Definition and scope

SLAM addresses a specific chicken-and-egg problem in autonomous navigation: accurate localization requires a map, and accurate mapping requires knowing one's location. The SLAM framework resolves this circular dependency by treating both map state and pose state as jointly estimated variables, updated continuously as new sensor measurements arrive.

The scope of a SLAM system is defined by three axes. First, the sensor modality — whether the system relies on LiDAR, cameras, radar, sonar, or a fused combination. Second, the map representation — point clouds, occupancy grids, topological graphs, or semantic structures. Third, the algorithmic paradigm — filter-based methods such as the Extended Kalman Filter (EKF-SLAM), or graph-based optimization methods. Each axis presents discrete choices that constrain the others.

The NASA Jet Propulsion Laboratory has applied SLAM principles in planetary rover navigation since at least the Mars Exploration Rover program, establishing that the problem space extends from subterranean warehouse robots to extraterrestrial terrain. The IEEE Robotics and Automation Society recognizes SLAM as one of the canonical open problems in autonomous systems research.


Core mechanics or structure

A functional SLAM pipeline consists of five sequential processing stages, each dependent on the output of the previous stage.

1. Sensor data acquisition
Raw measurements enter the system from one or more transducers. A 3D rotating LiDAR such as the Velodyne HDL-64E produces approximately 1.3 million points per second. A monocular camera operating at 30 frames per second delivers 2D pixel arrays that must be converted to depth estimates through stereo, structured light, or learning-based methods.

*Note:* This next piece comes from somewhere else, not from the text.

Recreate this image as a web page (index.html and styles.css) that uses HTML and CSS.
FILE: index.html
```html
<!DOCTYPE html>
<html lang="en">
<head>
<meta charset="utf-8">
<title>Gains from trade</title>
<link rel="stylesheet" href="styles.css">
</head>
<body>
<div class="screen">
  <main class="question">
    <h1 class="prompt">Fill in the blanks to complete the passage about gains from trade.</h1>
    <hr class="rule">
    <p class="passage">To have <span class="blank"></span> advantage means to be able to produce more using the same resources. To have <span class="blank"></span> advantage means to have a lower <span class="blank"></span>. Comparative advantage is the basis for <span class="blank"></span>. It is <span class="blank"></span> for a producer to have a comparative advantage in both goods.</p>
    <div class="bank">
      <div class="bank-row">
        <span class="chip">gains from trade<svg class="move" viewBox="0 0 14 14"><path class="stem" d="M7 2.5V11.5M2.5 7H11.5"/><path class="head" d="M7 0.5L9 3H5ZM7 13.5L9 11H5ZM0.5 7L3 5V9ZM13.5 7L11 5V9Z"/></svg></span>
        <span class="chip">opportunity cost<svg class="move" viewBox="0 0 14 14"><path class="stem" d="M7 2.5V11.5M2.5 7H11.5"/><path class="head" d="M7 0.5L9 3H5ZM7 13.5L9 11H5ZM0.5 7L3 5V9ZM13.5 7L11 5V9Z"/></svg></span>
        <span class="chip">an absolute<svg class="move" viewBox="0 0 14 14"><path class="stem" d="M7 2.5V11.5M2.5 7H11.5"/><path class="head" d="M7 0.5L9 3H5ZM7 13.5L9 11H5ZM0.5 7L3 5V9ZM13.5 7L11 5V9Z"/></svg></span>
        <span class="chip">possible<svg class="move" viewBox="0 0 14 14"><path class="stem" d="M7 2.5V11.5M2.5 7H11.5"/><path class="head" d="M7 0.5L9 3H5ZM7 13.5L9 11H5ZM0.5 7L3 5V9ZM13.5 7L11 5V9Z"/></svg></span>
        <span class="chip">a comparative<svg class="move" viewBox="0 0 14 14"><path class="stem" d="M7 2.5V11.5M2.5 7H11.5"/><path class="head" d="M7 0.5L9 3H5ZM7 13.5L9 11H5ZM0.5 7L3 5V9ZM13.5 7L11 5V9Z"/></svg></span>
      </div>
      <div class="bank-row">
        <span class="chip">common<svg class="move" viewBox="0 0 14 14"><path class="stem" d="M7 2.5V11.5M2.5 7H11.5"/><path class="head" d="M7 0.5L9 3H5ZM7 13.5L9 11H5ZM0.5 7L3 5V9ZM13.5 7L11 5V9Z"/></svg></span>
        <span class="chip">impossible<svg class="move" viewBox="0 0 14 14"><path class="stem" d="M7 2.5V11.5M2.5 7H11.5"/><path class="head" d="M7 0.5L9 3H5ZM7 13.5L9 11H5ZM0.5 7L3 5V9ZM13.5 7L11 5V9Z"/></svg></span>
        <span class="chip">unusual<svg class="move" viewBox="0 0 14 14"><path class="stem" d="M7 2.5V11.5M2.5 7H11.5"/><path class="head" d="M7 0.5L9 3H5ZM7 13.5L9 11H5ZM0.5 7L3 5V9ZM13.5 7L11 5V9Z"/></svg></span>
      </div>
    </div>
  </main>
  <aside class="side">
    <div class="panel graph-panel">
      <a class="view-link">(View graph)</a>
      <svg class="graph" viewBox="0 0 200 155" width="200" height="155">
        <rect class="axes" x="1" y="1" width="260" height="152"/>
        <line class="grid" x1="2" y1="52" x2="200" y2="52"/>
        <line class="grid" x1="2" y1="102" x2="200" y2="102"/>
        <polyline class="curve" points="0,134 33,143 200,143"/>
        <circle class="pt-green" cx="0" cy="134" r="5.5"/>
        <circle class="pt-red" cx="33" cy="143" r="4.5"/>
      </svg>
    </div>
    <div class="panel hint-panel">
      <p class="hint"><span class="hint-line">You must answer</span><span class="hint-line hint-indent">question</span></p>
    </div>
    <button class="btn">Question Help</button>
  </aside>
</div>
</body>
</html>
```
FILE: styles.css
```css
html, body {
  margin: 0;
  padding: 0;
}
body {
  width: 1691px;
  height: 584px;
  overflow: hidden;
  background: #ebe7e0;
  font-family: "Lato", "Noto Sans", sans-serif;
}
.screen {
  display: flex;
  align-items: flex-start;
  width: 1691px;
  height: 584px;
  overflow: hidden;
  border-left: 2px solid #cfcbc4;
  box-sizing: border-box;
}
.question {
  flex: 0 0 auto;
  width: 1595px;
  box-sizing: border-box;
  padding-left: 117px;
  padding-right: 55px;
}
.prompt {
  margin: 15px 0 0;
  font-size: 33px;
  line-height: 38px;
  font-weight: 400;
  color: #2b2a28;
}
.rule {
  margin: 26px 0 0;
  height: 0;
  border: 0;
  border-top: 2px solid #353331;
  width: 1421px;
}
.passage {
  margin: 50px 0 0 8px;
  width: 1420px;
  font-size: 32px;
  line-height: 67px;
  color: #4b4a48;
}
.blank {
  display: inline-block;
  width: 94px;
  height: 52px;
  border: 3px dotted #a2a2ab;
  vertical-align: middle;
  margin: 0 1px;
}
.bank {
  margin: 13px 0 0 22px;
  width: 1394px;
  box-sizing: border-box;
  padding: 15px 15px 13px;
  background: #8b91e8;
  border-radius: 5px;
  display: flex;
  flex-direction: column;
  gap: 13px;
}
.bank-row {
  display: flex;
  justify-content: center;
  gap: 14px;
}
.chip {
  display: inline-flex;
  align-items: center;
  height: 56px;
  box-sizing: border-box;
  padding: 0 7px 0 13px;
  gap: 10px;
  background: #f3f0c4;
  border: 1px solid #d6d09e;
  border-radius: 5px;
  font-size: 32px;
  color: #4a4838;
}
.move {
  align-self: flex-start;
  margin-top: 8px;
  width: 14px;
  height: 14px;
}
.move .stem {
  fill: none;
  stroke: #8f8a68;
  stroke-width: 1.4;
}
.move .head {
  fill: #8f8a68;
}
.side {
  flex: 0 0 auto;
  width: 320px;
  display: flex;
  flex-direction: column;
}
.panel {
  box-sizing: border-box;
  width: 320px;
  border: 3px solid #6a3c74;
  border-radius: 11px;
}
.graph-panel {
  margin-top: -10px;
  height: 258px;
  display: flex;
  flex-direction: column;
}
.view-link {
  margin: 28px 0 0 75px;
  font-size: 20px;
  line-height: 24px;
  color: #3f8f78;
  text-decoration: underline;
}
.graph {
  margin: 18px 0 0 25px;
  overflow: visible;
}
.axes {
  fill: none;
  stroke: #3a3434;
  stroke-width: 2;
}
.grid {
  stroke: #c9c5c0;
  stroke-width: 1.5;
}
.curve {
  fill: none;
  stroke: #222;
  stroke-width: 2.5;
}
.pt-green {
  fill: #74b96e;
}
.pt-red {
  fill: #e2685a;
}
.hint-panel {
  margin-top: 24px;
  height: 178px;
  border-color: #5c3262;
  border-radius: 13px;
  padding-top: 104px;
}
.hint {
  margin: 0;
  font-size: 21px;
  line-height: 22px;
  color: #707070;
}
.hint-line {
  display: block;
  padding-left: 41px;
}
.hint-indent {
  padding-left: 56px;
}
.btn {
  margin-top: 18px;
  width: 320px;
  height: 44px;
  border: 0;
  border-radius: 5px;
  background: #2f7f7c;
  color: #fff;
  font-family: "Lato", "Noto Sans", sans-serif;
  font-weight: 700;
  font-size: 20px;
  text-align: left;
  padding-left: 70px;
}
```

2. Preprocessing and feature extraction
Raw data is filtered, downsampled, and decomposed into geometric or photometric features. For LiDAR, this typically means plane extraction or edge detection. For cameras, algorithms such as ORB (Oriented FAST and Rotated BRIEF) or SIFT (Scale-Invariant Feature Transform) identify keypoints with associated descriptors.

3. Data association
Extracted features are matched across time steps or against stored map elements. This is the most computationally expensive stage and the primary source of failure in large-scale deployments. Incorrect associations — false positives between visually similar but geometrically distinct locations — produce catastrophic map inconsistency.

4. State estimation
The system computes the most probable robot pose and map state given all accumulated measurements. EKF-SLAM linearizes nonlinear motion and observation models to propagate a Gaussian belief distribution. Graph-SLAM constructs a pose graph where nodes represent robot poses and edges encode relative constraints, then solves the graph via nonlinear least-squares optimization using libraries such as g2o or GTSAM (Georgia Tech Smoothing and Mapping).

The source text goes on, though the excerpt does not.